ECLI:NL:RBDHA:2023:11570
Rechtbank Den Haag
- Eerste aanleg - enkelvoudig
- W. Anker
- E.C. Jacobs
- Rechtspraak.nl
Afwijzing verzoek voorlopige voorziening in vreemdelingenzaak zonder gronden
In deze zaak heeft de voorzieningenrechter van de Rechtbank Den Haag op 14 juli 2023 uitspraak gedaan in een verzoek om een voorlopige voorziening. De zaak betreft een verzoeker die een verblijfsvergunning regulier voor bepaalde tijd had aangevraagd, maar wiens aanvraag door de staatssecretaris van Justitie en Veiligheid op 13 juni 2022 was afgewezen. Verzoeker heeft bezwaar gemaakt tegen deze afwijzing en heeft de voorzieningenrechter verzocht om een voorlopige voorziening te treffen.

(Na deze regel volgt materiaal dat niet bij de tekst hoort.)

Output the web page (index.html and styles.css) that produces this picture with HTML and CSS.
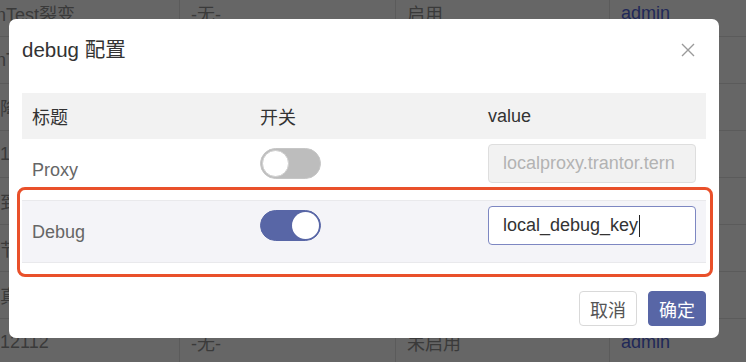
FILE: index.html
```html
<!DOCTYPE html>
<html lang="zh">
<head>
<meta charset="utf-8">
<link rel="stylesheet" href="styles.css">
</head>
<body>
<div class="bg-table">
  <div class="bg-row"><div class="bg-cell c1 shift">nTest裂变</div><div class="bg-cell">-无-</div><div class="bg-cell">启用</div><div class="bg-cell link">admin</div></div>
  <div class="bg-row"><div class="bg-cell c1 shift">nT</div><div class="bg-cell">-无-</div><div class="bg-cell">启用</div><div class="bg-cell link">admin</div></div>
  <div class="bg-row"><div class="bg-cell c1">降</div><div class="bg-cell">-无-</div><div class="bg-cell">启用</div><div class="bg-cell link">admin</div></div>
  <div class="bg-row"><div class="bg-cell c1">1</div><div class="bg-cell">-无-</div><div class="bg-cell">启用</div><div class="bg-cell link">admin</div></div>
  <div class="bg-row"><div class="bg-cell c1">到</div><div class="bg-cell">-无-</div><div class="bg-cell">启用</div><div class="bg-cell link">admin</div></div>
  <div class="bg-row"><div class="bg-cell c1">节</div><div class="bg-cell">-无-</div><div class="bg-cell">启用</div><div class="bg-cell link">admin</div></div>
  <div class="bg-row"><div class="bg-cell c1">真</div><div class="bg-cell">-无-</div><div class="bg-cell">启用</div><div class="bg-cell link">admin</div></div>
  <div class="bg-row"><div class="bg-cell c1">12112</div><div class="bg-cell">-无-</div><div class="bg-cell">未启用</div><div class="bg-cell link">admin</div></div>
</div>

<div class="modal">
  <div class="modal-header">
    <div class="modal-title">debug 配置</div>
    <svg class="close" width="14" height="14" viewBox="0 0 14 14"><path d="M1 1 L13 13 M13 1 L1 13" stroke="#9a9a9a" stroke-width="1.4" fill="none"/></svg>
  </div>
  <div class="table">
    <div class="row head">
      <div class="cell">标题</div>
      <div class="cell">开关</div>
      <div class="cell">value</div>
    </div>
    <div class="row body-row">
      <div class="cell label">Proxy</div>
      <div class="cell"><div class="ctrl"><span class="switch off"><span class="knob"></span></span></div></div>
      <div class="cell"><div class="ctrl"><div class="field disabled"><span class="clip">localproxy.trantor.tern</span></div></div></div>
    </div>
    <div class="row body-row active">
      <div class="cell label">Debug</div>
      <div class="cell"><div class="ctrl"><span class="switch on"><span class="knob"></span></span></div></div>
      <div class="cell"><div class="ctrl"><div class="field focus">local_debug_key<span class="caret"></span></div></div></div>
    </div>
  </div>
  <div class="modal-footer">
    <button class="btn">取消</button>
    <button class="btn primary">确定</button>
  </div>
</div>

<div class="highlight"></div>
</body>
</html>
```

FILE: styles.css
```css
html, body {
  margin: 0;
  padding: 0;
}
body {
  position: relative;
  width: 746px;
  height: 362px;
  overflow: hidden;
  background: #666666;
  font-family: "Liberation Sans", "Noto Sans CJK SC", sans-serif;
  color: #333;
}

/* background (dimmed) table */
.bg-table {
  margin-top: -10px;
}
.bg-row {
  display: grid;
  grid-template-columns: 179px 216px 214px 137px;
  height: 47px;
  box-sizing: border-box;
  border-bottom: 1px solid #5b5b5b;
}
.bg-cell {
  display: flex;
  align-items: center;
  padding-left: 11px;
  font-size: 18px;
  color: #3a3a3a;
  border-left: 1px solid #5b5b5b;
  white-space: nowrap;
  overflow: hidden;
}
.bg-cell.c1 {
  padding-left: 0;
  border-left: none;
}
.bg-cell.shift {
  text-indent: -4px;
}
.bg-cell.link {
  color: #1f2858;
}

/* modal */
.modal {
  position: absolute;
  left: 9px;
  top: 19px;
  width: 710px;
  height: 319px;
  box-sizing: border-box;
  background: #fff;
  border-radius: 7px;
  padding: 0 13px 12px 13px;
  display: flex;
  flex-direction: column;
}
.modal-header {
  height: 74px;
  box-sizing: border-box;
  padding-top: 19px;
  display: flex;
  justify-content: space-between;
  align-items: flex-start;
}
.modal-title {
  font-size: 20.5px;
  line-height: 24px;
  color: #333;
}
.close {
  margin-top: 5px;
  margin-right: 11px;
}

.table {
  display: flex;
  flex-direction: column;
}
.row {
  display: grid;
  grid-template-columns: 228px 228px 228px;
  box-sizing: border-box;
}
.row.head {
  height: 46px;
  background: #f2f2f2;
}
.row.body-row {
  height: 62px;
  border-bottom: 1px solid #e9e9ec;
}
.row.active {
  background: #f4f4f8;
}
.cell {
  display: flex;
  align-items: center;
  padding: 0 10px;
  font-size: 18px;
  color: #333;
  min-width: 0;
}
.cell.label {
  color: #666;
  padding-top: 2px;
}
.ctrl {
  margin-bottom: 12px;
  width: 100%;
  display: flex;
}

.switch {
  position: relative;
  display: inline-block;
  width: 61px;
  height: 31px;
  box-sizing: border-box;
  border-radius: 16px;
}
.switch.off {
  background: #bdbdbd;
  border: 1px solid #c6c6c6;
}
.switch.on {
  background: #5866a6;
  border: 1px solid #5866a6;
}
.knob {
  position: absolute;
  top: 1px;
  width: 27px;
  height: 27px;
  border-radius: 50%;
  background: #fff;
  box-sizing: border-box;
}
.switch.off .knob {
  left: 1px;
  border: 1px solid #cfcfcf;
}
.switch.on .knob {
  right: 1px;
}

.field {
  width: 100%;
  height: 39px;
  box-sizing: border-box;
  border-radius: 4px;
  padding: 0 14px;
  display: flex;
  align-items: center;
  font-size: 18px;
  white-space: nowrap;
}
.clip {
  display: block;
  overflow: hidden;
  width: 100%;
}
.field.disabled {
  background: #f2f2f2;
  border: 1px solid #dedede;
  color: #b3b3b3;
}
.field.focus {
  background: #fff;
  border: 1px solid #7d87c2;
  color: #333;
}
.caret {
  display: inline-block;
  width: 1px;
  height: 22px;
  background: #222;
  margin-left: 1px;
}

.modal-footer {
  margin-top: auto;
  display: flex;
  justify-content: flex-end;
  gap: 11px;
}
.btn {
  height: 35px;
  box-sizing: border-box;
  padding: 0 10px;
  font-family: "Liberation Sans", "Noto Sans CJK SC", sans-serif;
  font-size: 18px;
  border-radius: 4px;
  border: 1px solid #d9d9d9;
  background: #fff;
  color: #555;
}
.btn.primary {
  background: #5866a6;
  border-color: #5866a6;
  color: #fff;
}

.highlight {
  position: absolute;
  left: 17px;
  top: 187px;
  width: 696px;
  height: 90px;
  box-sizing: border-box;
  border: 3px solid #e9502a;
  border-radius: 8px;
}
```
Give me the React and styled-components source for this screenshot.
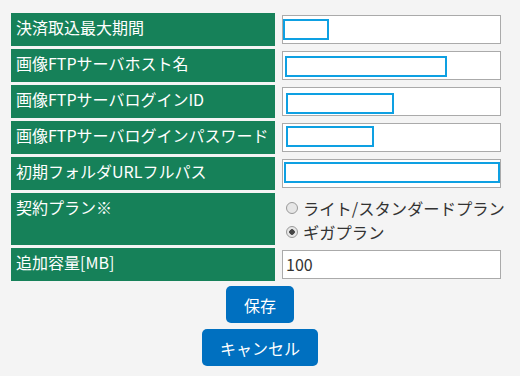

De voorzieningenrechter heeft op basis van artikel 8:83, derde lid, van de Algemene wet bestuursrecht (Awb) uitspraak gedaan zonder zitting. In de overwegingen werd vastgesteld dat het verzoekschrift van verzoeker geen gronden bevatte, zoals vereist volgens artikel 6:5, eerste lid, aanhef en onder d, van de Awb. De voorzieningenrechter heeft verzoeker per aangetekende brief op 28 juni 2022 verzocht om binnen twee weken alsnog gronden in te dienen, maar hierop is geen reactie ontvangen.
Daarnaast werd opgemerkt dat de staatssecretaris op 17 november 2022 had meegedeeld dat er op het connexe bezwaarschrift zou zijn beslist, maar dat er geen bewijs was dat er tegen deze beslissing beroep was ingesteld. Hierdoor kon de voorzieningenrechter niet concluderen dat het verzoek om een voorlopige voorziening ontvankelijk was. Uiteindelijk heeft de voorzieningenrechter het verzoek kennelijk niet-ontvankelijk verklaard en aangegeven dat er geen aanleiding was voor een proceskostenveroordeling. De uitspraak is openbaar gemaakt en er staat geen rechtsmiddel open tegen deze beslissing.